Figure 3. Cyrix's roadmap includes faster 6x86MX parts, followed by parts based on the Cayenne core. Cyrix's next-generation CPU, code-named Jalapeno, is due in 1999. (Source: MDR estimates)

Cyrix is currently shipping a PR233 product (nominally equivalent to a Pentium II-233 on integer code) using a 188-MHz core and a 75-MHz bus. This part is built in IBM's 0.35-micron CMOS-5X process. In 1Q98, a 10% linear shrink will boost performance to PR266 using a 208-MHz core and a 83-MHz bus. As Figure 3 shows, this part will be followed by a PR300 version that uses a 250-MHz core built in CMOS-6S2, a hybrid process with 0.25-micron transistors but wider metal layers.

The first Cayenne parts should appear around 3Q98. Built in CMOS-6X, a true 0.25-micron process with five metal layers, they will measure less than 70 mm<sup>2</sup>, compared with 197 mm<sup>2</sup> for the 0.35-micron 6x86MX. The new features have little impact on die size, raising the transistor count by just 250,000 to 6.8 million total. The MDR Cost Model estimates Cayenne will cost just \$45 to build.

Cayenne will be Cyrix's first design to use IBM's C4 packaging technology, eliminating the pad ring and contributing to the small die size. If National's fab plans (see MPR 8/25/97, p. 1) are on schedule, it should be able to build Cayenne as well.

Maher would not comment on whether Cayenne will use the standard Socket 7 interface but agreed that even the 100-MHz bus will have problems keeping up with the performance of the new core, which is expected to match a 400-MHz Pentium II. Cayenne might add a separate L2 cache bus while maintaining compatibility with Socket 7 chip sets, add an on-chip L2 cache, or move to Slot 1.

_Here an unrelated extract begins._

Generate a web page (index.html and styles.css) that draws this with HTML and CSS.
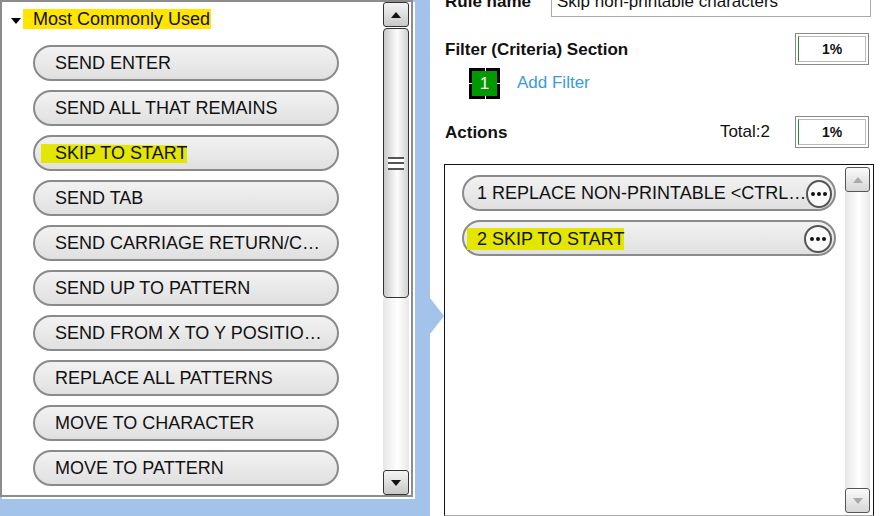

Maher reported the next-generation processor design, previously known as the M3 and now called Jalapeno, is progressing well. He expects the faster chip to debut sometime in 1999 but provided no details on its design. If Cayenne adopts a new system interface, we expect Jalapeno will maintain compatibility with Cayenne's interface.

#### Cayenne Takes On Pentium II

Over the next year, the 6x86MX must move from competing with Pentium/MMX to competing with Pentium II. The improvements in the Cayenne core are necessary to address weaknesses in the current design, bringing FP and MMX performance to Pentium II standards and beyond, if the new MMXFP instructions are used. Equally important to Cyrix's ability to compete are the rapid process shrinks, bringing the Cyrix product line to process parity with Intel's 0.25-micron Pentium II by 2H98.

If Cyrix delivers on this plan, it will have a chip that offers nearly the same performance as Pentium II while carrying a 25% lower manufacturing cost, due to its tiny die. This enviable position would allow the company to continue to underprice Intel at the heart of its product line, as it does today, while actually making a reasonable profit. The small die, combined with National's production capacity, could rapidly boost Cyrix's processor output. Several potential pitfalls remain, but adroit footwork could allow Cyrix to give AMD a run for its market share.